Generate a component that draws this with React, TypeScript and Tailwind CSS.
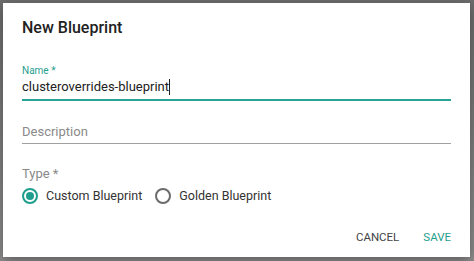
import React from "react";

const TEAL = "text-[#1f9e8e]";

function Radio({ checked, label }: { checked: boolean; label: string }) {
  return (
    <label className="flex items-center gap-[8px]">
      <span
        className={`flex h-[16px] w-[16px] items-center justify-center rounded-full border-[2px] ${
          checked ? "border-[#1f9e8e]" : "border-[#6b6b6b]"
        }`}
      >
        {checked && <span className="h-[8px] w-[8px] rounded-full bg-[#1f9e8e]" />}
      </span>
      <span className="text-[12.5px] leading-[16px] text-[#333]">{label}</span>
    </label>
  );
}

export default function App() {
  return (
    <div className="h-[261px] w-[474px] bg-gradient-to-b from-[#6c6c6c] to-[#8e8e8e] pl-[3px] pt-[3px] font-['Roboto',sans-serif]">
      <div className="flex h-[254px] w-[467px] flex-col bg-white px-[19px] shadow-[0_4px_12px_rgba(0,0,0,0.35)]">
        <h2 className="pt-[16px] text-[16px] font-medium leading-[18px] text-[#212121]">
          New Blueprint
        </h2>

        {/* Name */}
        <div className="mt-[28px] w-[429px]">
          <div className={`text-[10px] leading-[12px] ${TEAL}`}>Name *</div>
          <div className="flex items-center border-b-[2px] border-[#27a495] pb-[3px] pt-[1px]">
            <span className="text-[13px] leading-[18px] text-[#212121]">
              clusteroverrides-blueprint
            </span>
            <span className="h-[16px] w-[1px] bg-[#212121]" />
          </div>
        </div>

        {/* Description */}
        <div className="mt-[22px] w-[429px] border-b border-[#a0a0a0] pb-[3px] text-[13px] leading-[17px] text-[#8a8a8a]">
          Description
        </div>

        {/* Type */}
        <div className="mt-[22px] text-[13px] leading-[15px] text-[#8a8a8a]">Type *</div>
        <div className="mt-[7px] flex items-center gap-[13px]">
          <Radio checked label="Custom Blueprint" />
          <Radio checked={false} label="Golden Blueprint" />
        </div>

        <div className="mt-auto flex justify-end gap-[24px] pb-[13px]">
          <button className="text-[11.5px] leading-[14px] uppercase text-[#444]">
            Cancel
          </button>
          <button className={`text-[11.5px] leading-[14px] uppercase ${TEAL}`}>
            Save
          </button>
        </div>
      </div>
    </div>
  );
}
•••
# Work required
Transcribe each line above verbatim, with the pictures left out.

# Exercise solution
Generate a component that draws this with React, TypeScript and Tailwind CSS.
import React from "react";

const TEAL = "text-[#1f9e8e]";

function Radio({ checked, label }: { checked: boolean; label: string }) {
  return (
    <label className="flex items-center gap-[8px]">
      <span
        className={`flex h-[16px] w-[16px] items-center justify-center rounded-full border-[2px] ${
          checked ? "border-[#1f9e8e]" : "border-[#6b6b6b]"
        }`}
      >
        {checked && <span className="h-[8px] w-[8px] rounded-full bg-[#1f9e8e]" />}
      </span>
      <span className="text-[12.5px] leading-[16px] text-[#333]">{label}</span>
    </label>
  );
}

export default function App() {
  return (
    <div className="h-[261px] w-[474px] bg-gradient-to-b from-[#6c6c6c] to-[#8e8e8e] pl-[3px] pt-[3px] font-['Roboto',sans-serif]">
      <div className="flex h-[254px] w-[467px] flex-col bg-white px-[19px] shadow-[0_4px_12px_rgba(0,0,0,0.35)]">
        <h2 className="pt-[16px] text-[16px] font-medium leading-[18px] text-[#212121]">
          New Blueprint
        </h2>

        {/* Name */}
        <div className="mt-[28px] w-[429px]">
          <div className={`text-[10px] leading-[12px] ${TEAL}`}>Name *</div>
          <div className="flex items-center border-b-[2px] border-[#27a495] pb-[3px] pt-[1px]">
            <span className="text-[13px] leading-[18px] text-[#212121]">
              clusteroverrides-blueprint
            </span>
            <span className="h-[16px] w-[1px] bg-[#212121]" />
          </div>
        </div>

        {/* Description */}
        <div className="mt-[22px] w-[429px] border-b border-[#a0a0a0] pb-[3px] text-[13px] leading-[17px] text-[#8a8a8a]">
          Description
        </div>

        {/* Type */}
        <div className="mt-[22px] text-[13px] leading-[15px] text-[#8a8a8a]">Type *</div>
        <div className="mt-[7px] flex items-center gap-[13px]">
          <Radio checked label="Custom Blueprint" />
          <Radio checked={false} label="Golden Blueprint" />
        </div>

        <div className="mt-auto flex justify-end gap-[24px] pb-[13px]">
          <button className="text-[11.5px] leading-[14px] uppercase text-[#444]">
            Cancel
          </button>
          <button className={`text-[11.5px] leading-[14px] uppercase ${TEAL}`}>
            Save
          </button>
        </div>
      </div>
    </div>
  );
}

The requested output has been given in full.